Bärbel Podeswa

Personal information
- Born: 8 December 1946 (age 79) Naumburg, East Germany

Sport
- Sport: Track and field

Medal record
Representing East Germany
European Championships
| Gold medal – first place | 1969 Athens | 4 × 100 m relay |
| Silver medal – second place | 1969 Athens | 100 m hurdles |
European Indoor Championships
| Silver medal – second place | 1968 Madrid | 50 m hurdles |
Universiade
| Silver medal – second place | 1970 Turin | 100 m hurdles |

= Bärbel Podeswa =

East German hurdler (born 1946)

Bärbel Podeswa (née Weidlich; born 8 December 1946) is a retired East German hurdler.

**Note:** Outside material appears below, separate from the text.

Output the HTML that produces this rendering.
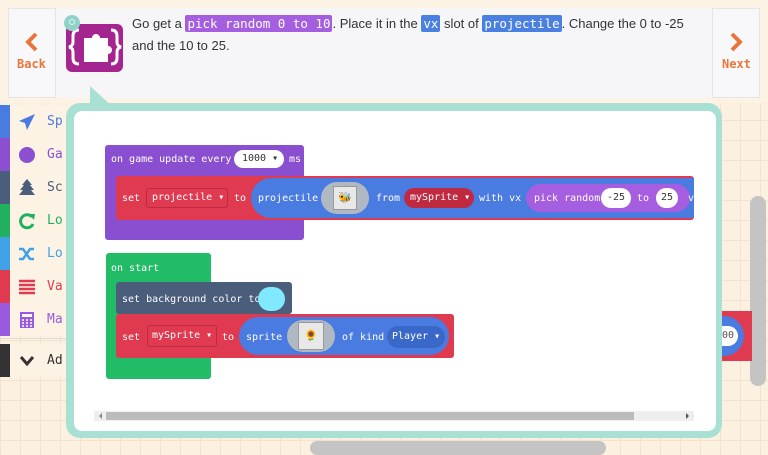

She won the silver medal in 50 m hurdles at the 1968 European Indoor Games, behind Karin Balzer. At the 1969 European Championships she won the silver medal in the 100 metres hurdles, again behind Karin Balzer, as well as a gold medal in 4 × 100 metres relay, together with teammates Renate Meißner, Regina Höfer and Petra Vogt. Podeswa then won the silver medal in the 100 metres hurdles at the 1970 Summer Universiade, where she also competed in the 100 metres without reaching the final.

Domestically, she won the silver medal at the 1969 East German championships as well as the bronze medals in 1967, 1970 and 1972. Indoors, she won the bronze in 1966 and silver in 1968. She competed for the club SC Chemie Halle.